Douglas George Blyth Leggate - BofA Merrill Lynch, Research Division

I have a couple of quick ones. I may have missed this earlier, but when you talk about the export scheme or the potential for an export scheme, conceptually, is it too early to think about how Noble may want to participate in that? In other words, would you be looking at a partner that would offer you tolling opportunities? Or would you look to actually participate in the capital of the actual plan, should it go that way? And I've got a quick follow-up.

Charles D. Davidson

Yes, it is a bit early. Although we have said that our primary focus, it will be on the upstream side of the project. We may or may not take an interest in the midstream piece. A lot of that will depend on potential partners, what their interests are, how we get alignment, what the structure is. So it also quite honestly, will probably depend on where the export facility is located and what its nature is. So our attention right now is to go ahead. We are doing, as we mentioned, we're getting the proposals and we will be doing a pre-FEED for export sites, and so we'll carry that work. But the intent is to use that work as we go forward to engage in discussions with potential partners.
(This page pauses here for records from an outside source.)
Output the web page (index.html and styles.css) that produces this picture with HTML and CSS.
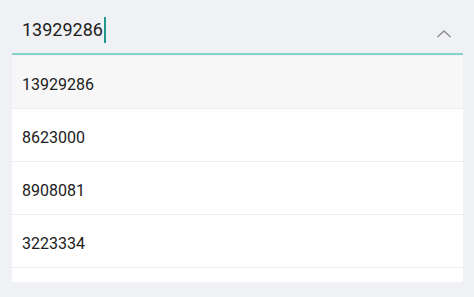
FILE: index.html
```html
<!DOCTYPE html>
<html lang="en">
<head>
    <meta charset="UTF-8">
    <meta name="viewport" content="width=device-width, initial-scale=1.0">
    <title>Number search</title>
    <link rel="stylesheet" href="styles.css">
</head>
<body>
    <div class="combo">
        <!-- Campo de búsqueda -->
        <div class="combo-field">
            <span class="combo-value">13929286</span><span class="caret"></span>
            <svg class="chevron" width="16" height="10" viewBox="0 0 16 10">
                <path d="M1.5 8 L8 2 L14.5 8" fill="none" stroke="#8c8c8c" stroke-width="1.4"/>
            </svg>
        </div>

        <!-- Sugerencias -->
        <ul class="combo-list">
            <li class="active">13929286</li>
            <li>8623000</li>
            <li>8908081</li>
            <li>3223334</li>
            <li></li>
        </ul>
    </div>
</body>
</html>
```

FILE: styles.css
```css
html, body {
    height: 100%;
}
body {
    margin: 0;
    background-color: #f0f1f5;
    font-family: Roboto, "Noto Sans", Arial, sans-serif;
    color: #212121;
}
.combo {
    padding: 0 11px 0 12px;
}
.combo-field {
    display: flex;
    align-items: flex-start;
    height: 36px;
    padding: 17px 11px 0 10px;
    border-bottom: 2px solid #86d3c9;
}
.combo-value {
    font-size: 18px;
    line-height: 26px;
}
.caret {
    width: 2px;
    height: 26px;
    margin-left: 1px;
    background-color: #1f9a8a;
}
.chevron {
    margin-left: auto;
    margin-top: 12px;
}
.combo-list {
    list-style: none;
    margin: 1px 0 0;
    padding: 0;
    height: 226px;
    overflow: hidden;
    background-color: #fff;
}
.combo-list li {
    height: 46px;
    line-height: 46px;
    padding: 6px 10px 0;
    font-size: 16px;
    border-bottom: 1px solid #ececee;
}
.combo-list li.active {
    background-color: #f7f7f7;
}
```
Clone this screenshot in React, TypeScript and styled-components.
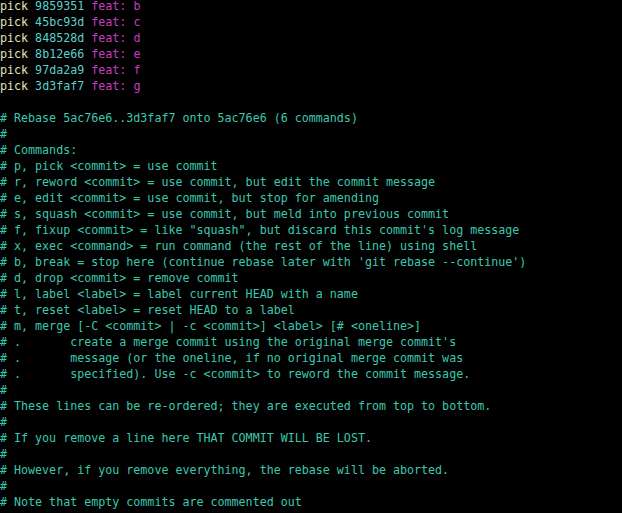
import React from "react";
import styled, { createGlobalStyle } from "styled-components";

const Global = createGlobalStyle`
  html, body {
    margin: 0;
    padding: 0;
    background: #000000;
    height: 100%;
    overflow: hidden;
  }
  #root { height: 100%; }
`;

const Terminal = styled.pre`
  margin: 0;
  margin-top: -2px;
  padding: 0 0 0 0;
  background: #000000;
  min-height: 100%;
  font-family: "DejaVu Sans Mono", "Liberation Mono", monospace;
  font-size: 11.67px;
  line-height: 16px;
  color: #3cc8b0;
  white-space: pre;
`;

const Line = styled.div`
  height: 16px;
`;

type Tone = "pick" | "hash" | "subject" | "comment";

const palette: Record<Tone, string> = {
  pick: "#e6e6b4",
  hash: "#5ccfcf",
  subject: "#c33ec3",
  comment: "#3cc8b0",
};

const Token = styled.span<{ $tone: Tone }>`
  color: ${(p) => palette[p.$tone]};
`;

const commits = [
  ["9859351", "b"],
  ["45bc93d", "c"],
  ["848528d", "d"],
  ["8b12e66", "e"],
  ["97da2a9", "f"],
  ["3d3faf7", "g"],
];

const comments = [
  "# Rebase 5ac76e6..3d3faf7 onto 5ac76e6 (6 commands)",
  "#",
  "# Commands:",
  "# p, pick <commit> = use commit",
  "# r, reword <commit> = use commit, but edit the commit message",
  "# e, edit <commit> = use commit, but stop for amending",
  "# s, squash <commit> = use commit, but meld into previous commit",
  "# f, fixup <commit> = like \"squash\", but discard this commit's log message",
  "# x, exec <command> = run command (the rest of the line) using shell",
  "# b, break = stop here (continue rebase later with 'git rebase --continue')",
  "# d, drop <commit> = remove commit",
  "# l, label <label> = label current HEAD with a name",
  "# t, reset <label> = reset HEAD to a label",
  "# m, merge [-C <commit> | -c <commit>] <label> [# <oneline>]",
  "# .       create a merge commit using the original merge commit's",
  "# .       message (or the oneline, if no original merge commit was",
  "# .       specified). Use -c <commit> to reword the commit message.",
  "#",
  "# These lines can be re-ordered; they are executed from top to bottom.",
  "#",
  "# If you remove a line here THAT COMMIT WILL BE LOST.",
  "#",
  "# However, if you remove everything, the rebase will be aborted.",
  "#",
  "# Note that empty commits are commented out",
];

export default function App() {
  return (
    <>
      <Global />
      <Terminal>
        {commits.map(([hash, letter]) => (
          <Line key={hash}>
            <Token $tone="pick">pick</Token> <Token $tone="hash">{hash}</Token>{" "}
            <Token $tone="subject">feat: {letter}</Token>
          </Line>
        ))}
        <Line />
        {comments.map((text, i) => (
          <Line key={i}>
            <Token $tone="comment">{text}</Token>
          </Line>
        ))}
      </Terminal>
    </>
  );
}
Douglas George Blyth Leggate - BofA Merrill Lynch, Research Division

My quick follow-up is, is there any update you can provide on pricing on Tamar in terms of contract structure? And I'll leave it at that.

Charles D. Davidson

Well, no, I don't think so. Because we're -- as Dave, I think, responded on a previous question, we're right in the middle of, I think, making some very good progress on the contract negotiations there. So I'd let that work its course before making any comment on it.

Operator

It appears there are no further questions.

Charles D. Davidson

Thanks, Anna. And I'd like to thank everybody today for their interest in Noble Energy and have a good day.

Operator

And that does conclude today's conference. We thank you for your participation.